-- Begin Input records --

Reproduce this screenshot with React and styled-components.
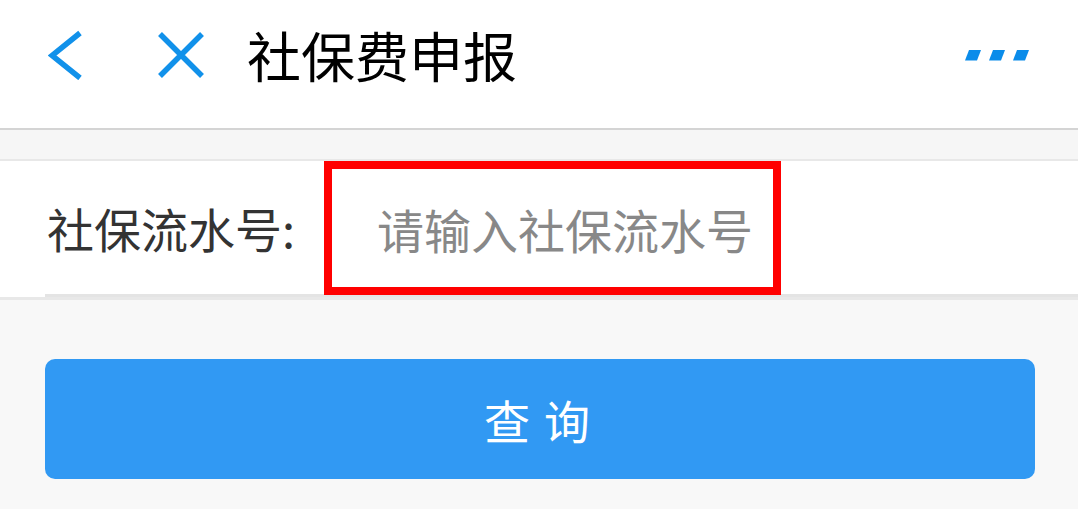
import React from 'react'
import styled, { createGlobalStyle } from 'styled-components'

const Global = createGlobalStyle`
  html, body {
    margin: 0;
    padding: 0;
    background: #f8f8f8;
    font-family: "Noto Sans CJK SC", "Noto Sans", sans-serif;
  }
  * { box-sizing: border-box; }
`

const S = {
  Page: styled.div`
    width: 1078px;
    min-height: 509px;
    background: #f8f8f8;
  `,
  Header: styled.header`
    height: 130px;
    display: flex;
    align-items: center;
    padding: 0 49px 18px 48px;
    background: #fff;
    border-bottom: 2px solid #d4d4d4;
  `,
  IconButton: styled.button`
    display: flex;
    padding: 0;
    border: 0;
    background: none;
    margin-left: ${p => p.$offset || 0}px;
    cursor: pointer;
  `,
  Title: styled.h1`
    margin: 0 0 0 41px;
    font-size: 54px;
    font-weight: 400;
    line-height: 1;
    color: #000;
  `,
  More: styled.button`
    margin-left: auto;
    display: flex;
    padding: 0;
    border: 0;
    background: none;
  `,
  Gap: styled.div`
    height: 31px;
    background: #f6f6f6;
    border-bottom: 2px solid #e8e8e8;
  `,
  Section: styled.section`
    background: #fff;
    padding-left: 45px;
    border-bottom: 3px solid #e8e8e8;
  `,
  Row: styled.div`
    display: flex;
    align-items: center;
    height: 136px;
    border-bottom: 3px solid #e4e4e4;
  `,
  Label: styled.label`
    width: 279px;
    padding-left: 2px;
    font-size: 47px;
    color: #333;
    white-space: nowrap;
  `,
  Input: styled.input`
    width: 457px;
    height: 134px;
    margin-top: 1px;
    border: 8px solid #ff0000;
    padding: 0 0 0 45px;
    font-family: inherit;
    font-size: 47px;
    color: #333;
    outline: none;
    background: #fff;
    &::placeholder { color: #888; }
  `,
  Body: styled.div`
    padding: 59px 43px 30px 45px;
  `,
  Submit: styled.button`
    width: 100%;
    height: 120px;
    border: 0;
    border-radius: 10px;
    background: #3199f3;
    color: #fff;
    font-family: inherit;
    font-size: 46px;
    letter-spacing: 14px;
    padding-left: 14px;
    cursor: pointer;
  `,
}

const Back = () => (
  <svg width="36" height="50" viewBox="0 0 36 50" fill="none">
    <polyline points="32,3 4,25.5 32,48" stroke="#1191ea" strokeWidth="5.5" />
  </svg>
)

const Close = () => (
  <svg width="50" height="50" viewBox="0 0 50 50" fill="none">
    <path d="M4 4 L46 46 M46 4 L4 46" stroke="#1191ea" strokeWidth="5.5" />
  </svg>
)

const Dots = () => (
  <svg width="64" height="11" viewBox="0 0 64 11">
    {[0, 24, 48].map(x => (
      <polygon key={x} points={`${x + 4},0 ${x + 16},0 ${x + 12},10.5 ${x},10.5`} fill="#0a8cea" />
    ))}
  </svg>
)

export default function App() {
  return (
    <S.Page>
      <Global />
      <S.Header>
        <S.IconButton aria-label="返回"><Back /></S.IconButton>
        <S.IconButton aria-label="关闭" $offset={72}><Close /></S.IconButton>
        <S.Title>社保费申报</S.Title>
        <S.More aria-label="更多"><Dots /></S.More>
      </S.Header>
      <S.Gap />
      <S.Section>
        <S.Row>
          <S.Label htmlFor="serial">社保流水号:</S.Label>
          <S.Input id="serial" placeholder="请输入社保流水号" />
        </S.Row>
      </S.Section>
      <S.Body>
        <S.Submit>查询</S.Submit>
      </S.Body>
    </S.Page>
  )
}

-- End Input records --
-- Begin Input records --

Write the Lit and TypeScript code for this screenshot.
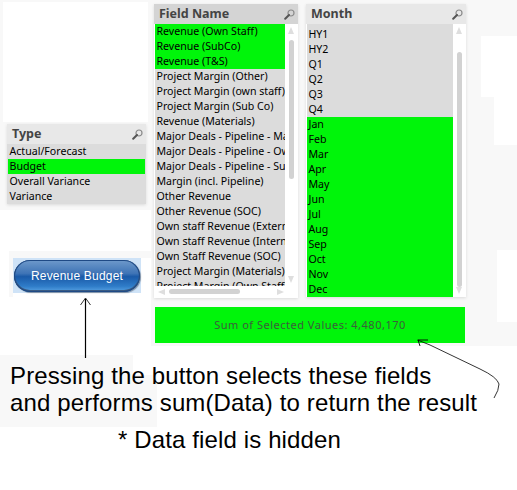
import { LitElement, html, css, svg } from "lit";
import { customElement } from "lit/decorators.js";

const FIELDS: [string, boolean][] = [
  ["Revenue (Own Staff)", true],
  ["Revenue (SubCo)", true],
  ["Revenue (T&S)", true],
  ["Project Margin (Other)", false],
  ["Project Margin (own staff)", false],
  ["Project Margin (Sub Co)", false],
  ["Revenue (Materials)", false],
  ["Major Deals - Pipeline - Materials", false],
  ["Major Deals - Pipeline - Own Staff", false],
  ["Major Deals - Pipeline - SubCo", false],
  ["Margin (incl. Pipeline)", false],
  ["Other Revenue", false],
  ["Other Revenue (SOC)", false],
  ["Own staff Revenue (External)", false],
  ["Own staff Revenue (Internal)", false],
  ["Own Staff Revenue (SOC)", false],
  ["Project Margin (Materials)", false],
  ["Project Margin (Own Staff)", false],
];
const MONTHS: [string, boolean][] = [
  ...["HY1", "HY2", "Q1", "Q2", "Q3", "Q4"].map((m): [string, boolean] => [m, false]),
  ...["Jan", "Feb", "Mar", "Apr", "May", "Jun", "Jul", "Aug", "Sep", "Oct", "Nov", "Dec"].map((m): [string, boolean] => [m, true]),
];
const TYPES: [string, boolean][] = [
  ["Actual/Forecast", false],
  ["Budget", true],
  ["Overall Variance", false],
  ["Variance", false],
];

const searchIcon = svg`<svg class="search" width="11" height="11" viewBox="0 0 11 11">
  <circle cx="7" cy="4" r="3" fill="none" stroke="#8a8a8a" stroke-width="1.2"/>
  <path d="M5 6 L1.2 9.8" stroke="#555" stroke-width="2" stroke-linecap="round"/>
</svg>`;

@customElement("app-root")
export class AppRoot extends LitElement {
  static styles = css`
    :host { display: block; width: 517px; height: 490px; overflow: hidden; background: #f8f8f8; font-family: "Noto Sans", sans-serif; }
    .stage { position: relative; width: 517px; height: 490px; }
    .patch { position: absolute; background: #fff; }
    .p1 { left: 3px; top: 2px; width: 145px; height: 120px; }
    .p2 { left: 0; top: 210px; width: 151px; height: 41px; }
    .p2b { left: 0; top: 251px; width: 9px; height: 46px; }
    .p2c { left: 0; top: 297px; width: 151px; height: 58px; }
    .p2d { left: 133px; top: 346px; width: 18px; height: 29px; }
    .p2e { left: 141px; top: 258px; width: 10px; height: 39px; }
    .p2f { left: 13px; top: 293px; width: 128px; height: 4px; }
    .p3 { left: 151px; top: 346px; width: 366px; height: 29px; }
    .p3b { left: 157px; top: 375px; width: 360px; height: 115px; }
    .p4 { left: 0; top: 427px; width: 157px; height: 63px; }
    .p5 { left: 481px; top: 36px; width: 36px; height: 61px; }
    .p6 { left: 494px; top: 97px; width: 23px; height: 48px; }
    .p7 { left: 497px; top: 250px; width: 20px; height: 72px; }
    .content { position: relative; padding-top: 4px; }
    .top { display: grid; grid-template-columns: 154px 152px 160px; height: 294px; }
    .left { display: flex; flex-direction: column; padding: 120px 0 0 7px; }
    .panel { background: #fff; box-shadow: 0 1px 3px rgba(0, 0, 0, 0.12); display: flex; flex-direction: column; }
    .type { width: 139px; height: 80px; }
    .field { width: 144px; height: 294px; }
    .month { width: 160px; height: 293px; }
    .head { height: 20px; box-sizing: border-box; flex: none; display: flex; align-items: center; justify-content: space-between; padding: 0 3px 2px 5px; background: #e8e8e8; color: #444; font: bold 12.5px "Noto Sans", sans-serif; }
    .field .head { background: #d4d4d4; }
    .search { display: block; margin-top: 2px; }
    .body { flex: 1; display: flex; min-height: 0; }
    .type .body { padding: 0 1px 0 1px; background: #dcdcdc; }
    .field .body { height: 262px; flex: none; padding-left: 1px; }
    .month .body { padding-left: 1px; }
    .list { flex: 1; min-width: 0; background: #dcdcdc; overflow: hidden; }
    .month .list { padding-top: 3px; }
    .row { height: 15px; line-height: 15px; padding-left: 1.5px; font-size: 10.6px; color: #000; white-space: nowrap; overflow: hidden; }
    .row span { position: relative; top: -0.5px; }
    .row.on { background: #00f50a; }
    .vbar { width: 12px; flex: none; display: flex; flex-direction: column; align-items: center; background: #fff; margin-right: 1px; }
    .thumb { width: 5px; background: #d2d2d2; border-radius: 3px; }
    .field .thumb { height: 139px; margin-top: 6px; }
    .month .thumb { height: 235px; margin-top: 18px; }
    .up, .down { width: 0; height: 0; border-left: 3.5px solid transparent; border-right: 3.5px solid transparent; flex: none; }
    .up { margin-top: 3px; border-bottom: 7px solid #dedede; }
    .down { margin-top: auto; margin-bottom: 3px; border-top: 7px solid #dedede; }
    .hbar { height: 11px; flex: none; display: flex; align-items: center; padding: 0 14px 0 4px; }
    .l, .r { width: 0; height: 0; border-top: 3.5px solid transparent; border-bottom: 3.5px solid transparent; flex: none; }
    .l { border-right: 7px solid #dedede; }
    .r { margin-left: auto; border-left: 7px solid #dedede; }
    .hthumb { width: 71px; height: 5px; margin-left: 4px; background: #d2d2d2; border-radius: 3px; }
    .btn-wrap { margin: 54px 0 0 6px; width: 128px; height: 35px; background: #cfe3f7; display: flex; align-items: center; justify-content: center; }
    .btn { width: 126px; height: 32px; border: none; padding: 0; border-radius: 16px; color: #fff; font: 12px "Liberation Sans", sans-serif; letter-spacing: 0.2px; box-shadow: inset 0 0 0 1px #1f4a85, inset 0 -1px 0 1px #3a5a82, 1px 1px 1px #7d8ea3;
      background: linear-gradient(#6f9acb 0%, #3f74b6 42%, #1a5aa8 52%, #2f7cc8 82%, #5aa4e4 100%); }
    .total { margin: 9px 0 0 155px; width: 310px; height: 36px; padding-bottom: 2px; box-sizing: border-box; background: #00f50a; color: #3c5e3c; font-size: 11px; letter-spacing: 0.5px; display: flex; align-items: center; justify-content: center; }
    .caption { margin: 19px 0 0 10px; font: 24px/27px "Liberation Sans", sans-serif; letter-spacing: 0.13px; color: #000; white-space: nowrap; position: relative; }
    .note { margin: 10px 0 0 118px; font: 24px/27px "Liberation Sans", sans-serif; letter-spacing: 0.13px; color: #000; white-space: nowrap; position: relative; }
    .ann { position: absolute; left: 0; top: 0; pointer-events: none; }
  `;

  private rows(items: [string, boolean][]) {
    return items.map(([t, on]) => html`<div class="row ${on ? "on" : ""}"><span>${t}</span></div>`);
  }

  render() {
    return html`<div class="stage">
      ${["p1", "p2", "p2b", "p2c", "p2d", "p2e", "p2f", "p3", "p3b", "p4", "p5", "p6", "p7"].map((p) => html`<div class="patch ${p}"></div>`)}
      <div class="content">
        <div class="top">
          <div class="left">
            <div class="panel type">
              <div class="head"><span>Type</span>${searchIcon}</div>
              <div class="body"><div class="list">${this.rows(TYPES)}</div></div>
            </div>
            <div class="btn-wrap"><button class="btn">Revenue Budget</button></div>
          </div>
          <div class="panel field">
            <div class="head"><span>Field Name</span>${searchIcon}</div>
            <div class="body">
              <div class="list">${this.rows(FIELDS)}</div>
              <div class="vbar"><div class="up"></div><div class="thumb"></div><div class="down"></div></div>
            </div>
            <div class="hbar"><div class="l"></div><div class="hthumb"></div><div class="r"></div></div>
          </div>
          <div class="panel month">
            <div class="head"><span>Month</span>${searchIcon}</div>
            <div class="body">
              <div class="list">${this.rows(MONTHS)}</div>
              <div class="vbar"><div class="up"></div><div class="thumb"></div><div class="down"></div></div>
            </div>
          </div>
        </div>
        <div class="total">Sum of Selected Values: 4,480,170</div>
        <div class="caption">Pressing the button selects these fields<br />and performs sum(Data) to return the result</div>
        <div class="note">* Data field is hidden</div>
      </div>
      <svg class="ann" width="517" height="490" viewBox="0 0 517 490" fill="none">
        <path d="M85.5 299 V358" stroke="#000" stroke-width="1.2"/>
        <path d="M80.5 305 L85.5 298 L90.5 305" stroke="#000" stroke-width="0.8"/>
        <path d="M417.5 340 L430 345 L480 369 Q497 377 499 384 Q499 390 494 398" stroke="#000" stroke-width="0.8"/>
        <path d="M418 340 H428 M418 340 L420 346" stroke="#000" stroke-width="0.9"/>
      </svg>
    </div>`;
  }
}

-- End Input records --

Stated exercise: Identify each line holding the string "screenshot", and copy it out.

Response for this exercise:
Reproduce this screenshot with React and styled-components.
Write the Lit and TypeScript code for this screenshot.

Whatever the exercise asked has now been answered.